Chairman of the Illinois State Toll Highway Authority Board
- In office June 2015 – January 2019

Chairman of the DuPage County Board
- In office December 1998 – December 2010
- Preceded by: Gayle Franzen
- Succeeded by: Dan Cronin

Personal details
- Born: March 2, 1952 (age 74)
- Party: Republican
- Alma mater: Chicago-Kent College of Law Illinois College
- Profession: Attorney

= Bob Schillerstrom =

Illinois politician

Robert Schillerstrom (born March 2, 1952) is an American politician and the former DuPage County, Illinois board chairman. He currently resides in Naperville, Illinois, and has been a resident of DuPage County for over 40 years. Schillerstrom is a suburban leader and lifelong Illinois resident. Schillerstrom was elected as county board chairman in 1998 with two-thirds of the vote.

==Early life==
Schillerstrom graduated from Naperville Community High School and soon went on to Jacksonville, Illinois, where he attended Illinois College and obtained a bachelor's degree in religion and history, graduating with honors. Schillerstrom was also a member of Phi Beta Kappa. Upon graduating from Illinois College, Schillerstrom obtained his Juris Doctor degree from the Illinois Institute of Technology Chicago-Kent College of Law.

==Career==
From 1980 to 1983, Schillerstrom prosecuted cases as an assistant state's attorney for DuPage County. He later served as chairman of the DuPage County Board from December 1998 through December 2010. On June 28, 2009, Schillerstrom announced to a group of about 200 supporters in Naperville that he would seek the office of Governor of Illinois. On January 22, 2010, Schillerstrom withdrew from the race for governor and endorsed fellow Republican Jim Ryan.

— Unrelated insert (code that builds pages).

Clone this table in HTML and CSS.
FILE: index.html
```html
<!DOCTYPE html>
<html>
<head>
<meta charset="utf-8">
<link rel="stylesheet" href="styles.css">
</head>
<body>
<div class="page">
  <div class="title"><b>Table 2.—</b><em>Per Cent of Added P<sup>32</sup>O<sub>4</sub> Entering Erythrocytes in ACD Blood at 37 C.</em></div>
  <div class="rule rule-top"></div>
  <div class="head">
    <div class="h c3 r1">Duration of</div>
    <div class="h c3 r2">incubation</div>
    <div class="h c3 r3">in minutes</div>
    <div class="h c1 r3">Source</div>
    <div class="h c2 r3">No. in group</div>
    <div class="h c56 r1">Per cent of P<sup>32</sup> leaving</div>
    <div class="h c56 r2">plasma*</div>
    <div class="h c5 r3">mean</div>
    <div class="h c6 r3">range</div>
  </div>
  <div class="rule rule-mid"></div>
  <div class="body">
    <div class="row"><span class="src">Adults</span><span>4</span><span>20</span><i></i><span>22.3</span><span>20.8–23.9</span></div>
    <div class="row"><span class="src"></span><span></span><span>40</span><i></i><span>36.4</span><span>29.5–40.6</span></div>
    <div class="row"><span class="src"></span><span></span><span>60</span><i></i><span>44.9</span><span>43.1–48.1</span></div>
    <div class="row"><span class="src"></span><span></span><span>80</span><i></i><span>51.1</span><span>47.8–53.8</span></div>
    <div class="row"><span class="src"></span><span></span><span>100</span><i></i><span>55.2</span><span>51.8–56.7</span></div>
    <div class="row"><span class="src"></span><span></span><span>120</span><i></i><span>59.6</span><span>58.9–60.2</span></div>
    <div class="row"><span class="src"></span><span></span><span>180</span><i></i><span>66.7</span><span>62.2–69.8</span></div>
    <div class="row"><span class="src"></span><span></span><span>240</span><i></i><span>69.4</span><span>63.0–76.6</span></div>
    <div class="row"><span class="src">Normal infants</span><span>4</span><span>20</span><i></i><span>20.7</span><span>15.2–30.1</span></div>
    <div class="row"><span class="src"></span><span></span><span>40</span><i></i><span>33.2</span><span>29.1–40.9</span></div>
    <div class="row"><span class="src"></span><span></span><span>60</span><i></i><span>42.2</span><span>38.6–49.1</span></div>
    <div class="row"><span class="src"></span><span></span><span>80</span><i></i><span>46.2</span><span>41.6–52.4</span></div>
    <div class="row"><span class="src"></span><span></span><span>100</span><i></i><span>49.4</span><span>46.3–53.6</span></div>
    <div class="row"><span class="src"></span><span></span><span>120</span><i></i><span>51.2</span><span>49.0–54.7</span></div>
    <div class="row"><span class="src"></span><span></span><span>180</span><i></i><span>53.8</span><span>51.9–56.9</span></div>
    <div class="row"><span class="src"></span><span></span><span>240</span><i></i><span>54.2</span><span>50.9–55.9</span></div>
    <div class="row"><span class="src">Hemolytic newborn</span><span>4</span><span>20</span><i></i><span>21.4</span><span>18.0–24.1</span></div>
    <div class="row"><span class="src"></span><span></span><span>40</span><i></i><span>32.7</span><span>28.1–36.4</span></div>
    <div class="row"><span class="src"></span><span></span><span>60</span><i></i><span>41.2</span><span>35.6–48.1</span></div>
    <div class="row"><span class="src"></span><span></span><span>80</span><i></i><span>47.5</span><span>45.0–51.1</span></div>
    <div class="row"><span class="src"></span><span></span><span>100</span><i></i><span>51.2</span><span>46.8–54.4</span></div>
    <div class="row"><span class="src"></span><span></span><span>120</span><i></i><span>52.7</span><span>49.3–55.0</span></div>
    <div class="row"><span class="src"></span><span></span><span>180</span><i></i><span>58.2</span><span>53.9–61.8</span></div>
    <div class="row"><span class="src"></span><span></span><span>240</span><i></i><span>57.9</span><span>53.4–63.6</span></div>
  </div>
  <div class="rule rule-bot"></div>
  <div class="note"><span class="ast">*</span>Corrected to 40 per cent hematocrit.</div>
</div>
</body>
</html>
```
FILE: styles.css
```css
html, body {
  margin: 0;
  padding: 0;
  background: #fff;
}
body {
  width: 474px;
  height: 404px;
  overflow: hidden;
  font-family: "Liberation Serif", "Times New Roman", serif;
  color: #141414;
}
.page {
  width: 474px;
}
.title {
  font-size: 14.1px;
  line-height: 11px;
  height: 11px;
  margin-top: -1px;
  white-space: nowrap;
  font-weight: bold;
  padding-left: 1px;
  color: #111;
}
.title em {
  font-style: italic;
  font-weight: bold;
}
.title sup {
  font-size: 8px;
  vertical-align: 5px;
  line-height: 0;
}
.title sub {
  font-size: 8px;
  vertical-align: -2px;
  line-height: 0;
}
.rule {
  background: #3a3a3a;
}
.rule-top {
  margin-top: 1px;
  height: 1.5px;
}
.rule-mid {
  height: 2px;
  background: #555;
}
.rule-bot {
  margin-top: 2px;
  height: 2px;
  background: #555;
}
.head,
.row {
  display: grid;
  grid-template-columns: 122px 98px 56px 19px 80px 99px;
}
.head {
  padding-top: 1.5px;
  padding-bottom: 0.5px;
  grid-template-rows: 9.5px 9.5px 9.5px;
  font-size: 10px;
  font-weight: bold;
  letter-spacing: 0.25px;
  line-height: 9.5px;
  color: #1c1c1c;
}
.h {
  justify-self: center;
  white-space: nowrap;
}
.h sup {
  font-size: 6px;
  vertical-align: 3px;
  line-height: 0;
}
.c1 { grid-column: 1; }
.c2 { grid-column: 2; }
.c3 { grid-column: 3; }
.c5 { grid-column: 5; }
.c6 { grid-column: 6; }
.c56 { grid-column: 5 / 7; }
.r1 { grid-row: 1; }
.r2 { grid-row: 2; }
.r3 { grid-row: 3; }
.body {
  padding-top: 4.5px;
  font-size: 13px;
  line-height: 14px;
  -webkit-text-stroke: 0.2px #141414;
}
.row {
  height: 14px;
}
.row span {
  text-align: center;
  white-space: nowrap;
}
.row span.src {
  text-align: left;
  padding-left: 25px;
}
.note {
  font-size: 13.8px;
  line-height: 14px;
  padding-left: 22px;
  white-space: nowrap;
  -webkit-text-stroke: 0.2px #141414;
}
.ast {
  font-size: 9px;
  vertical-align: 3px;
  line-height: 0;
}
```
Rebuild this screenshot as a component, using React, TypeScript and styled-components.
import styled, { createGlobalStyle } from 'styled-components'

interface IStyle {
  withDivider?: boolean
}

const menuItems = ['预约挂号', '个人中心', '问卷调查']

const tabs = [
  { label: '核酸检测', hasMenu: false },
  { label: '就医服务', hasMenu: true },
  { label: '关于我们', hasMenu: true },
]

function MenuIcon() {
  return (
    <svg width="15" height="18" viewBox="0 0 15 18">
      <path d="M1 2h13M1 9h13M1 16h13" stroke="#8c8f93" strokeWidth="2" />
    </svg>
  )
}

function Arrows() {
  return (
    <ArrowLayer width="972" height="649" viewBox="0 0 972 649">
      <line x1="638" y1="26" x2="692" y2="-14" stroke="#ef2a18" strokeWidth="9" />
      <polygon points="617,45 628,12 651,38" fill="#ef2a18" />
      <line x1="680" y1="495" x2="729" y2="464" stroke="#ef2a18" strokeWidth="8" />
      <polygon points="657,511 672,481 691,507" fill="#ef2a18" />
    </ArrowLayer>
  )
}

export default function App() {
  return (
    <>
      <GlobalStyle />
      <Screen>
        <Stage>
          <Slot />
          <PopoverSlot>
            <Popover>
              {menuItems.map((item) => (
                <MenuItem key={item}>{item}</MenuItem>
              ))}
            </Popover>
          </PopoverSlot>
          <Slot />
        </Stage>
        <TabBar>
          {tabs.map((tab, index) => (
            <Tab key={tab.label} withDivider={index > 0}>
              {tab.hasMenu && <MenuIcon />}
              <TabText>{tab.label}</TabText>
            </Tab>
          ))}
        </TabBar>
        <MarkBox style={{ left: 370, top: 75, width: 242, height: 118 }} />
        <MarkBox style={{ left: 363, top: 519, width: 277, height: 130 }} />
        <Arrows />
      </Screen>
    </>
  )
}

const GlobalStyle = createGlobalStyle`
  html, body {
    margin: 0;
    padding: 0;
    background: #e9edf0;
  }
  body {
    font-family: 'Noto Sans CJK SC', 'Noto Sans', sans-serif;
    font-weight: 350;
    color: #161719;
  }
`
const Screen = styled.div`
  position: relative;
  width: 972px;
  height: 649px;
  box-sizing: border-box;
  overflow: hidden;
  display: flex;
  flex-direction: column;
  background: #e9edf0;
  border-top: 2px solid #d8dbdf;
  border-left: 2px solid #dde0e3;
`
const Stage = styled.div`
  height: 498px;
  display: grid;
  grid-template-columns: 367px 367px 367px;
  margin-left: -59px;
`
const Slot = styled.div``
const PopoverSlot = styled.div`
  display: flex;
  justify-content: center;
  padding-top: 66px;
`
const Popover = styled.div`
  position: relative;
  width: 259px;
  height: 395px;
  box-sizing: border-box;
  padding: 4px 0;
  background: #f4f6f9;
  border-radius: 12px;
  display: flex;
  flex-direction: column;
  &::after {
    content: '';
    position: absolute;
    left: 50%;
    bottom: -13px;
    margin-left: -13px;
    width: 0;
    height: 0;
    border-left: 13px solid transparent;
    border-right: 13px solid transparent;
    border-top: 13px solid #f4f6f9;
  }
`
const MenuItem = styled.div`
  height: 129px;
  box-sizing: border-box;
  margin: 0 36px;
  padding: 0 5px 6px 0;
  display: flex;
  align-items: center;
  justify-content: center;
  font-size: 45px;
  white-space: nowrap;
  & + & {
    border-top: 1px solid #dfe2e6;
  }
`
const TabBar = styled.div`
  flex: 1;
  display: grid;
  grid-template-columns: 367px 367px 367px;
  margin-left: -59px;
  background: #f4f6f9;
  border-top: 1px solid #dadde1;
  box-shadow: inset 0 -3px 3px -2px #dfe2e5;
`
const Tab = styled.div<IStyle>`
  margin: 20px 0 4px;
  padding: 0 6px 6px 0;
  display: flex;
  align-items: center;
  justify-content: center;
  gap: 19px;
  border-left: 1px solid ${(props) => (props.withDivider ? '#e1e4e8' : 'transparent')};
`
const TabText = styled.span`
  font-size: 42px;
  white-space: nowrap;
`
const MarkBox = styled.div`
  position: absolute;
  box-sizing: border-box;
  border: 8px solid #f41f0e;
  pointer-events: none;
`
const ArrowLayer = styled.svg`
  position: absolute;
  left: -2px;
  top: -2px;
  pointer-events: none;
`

===Illinois Tollway Chair===
In June 2015, Schillerstrom became chairman of the Illinois State Toll Highway Authority, having been appointed by Governor Bruce Rauner. He resigned in January 2019, after an investigation by the Daily Herald discovered that he had been awarding high paying jobs within the tollway authority to firms with political connections and relatives.

After leaving the Illinois State Toll Highway Authority, he became a partner at Ice Miller LLP law firm. His department is in Ice Miller's Public Affairs and Public & Municipal Finance Groups. He also became a trustee of Morton Arboretum. In the 2022 elections, he ran for president of the Forest Preserve District of DuPage County.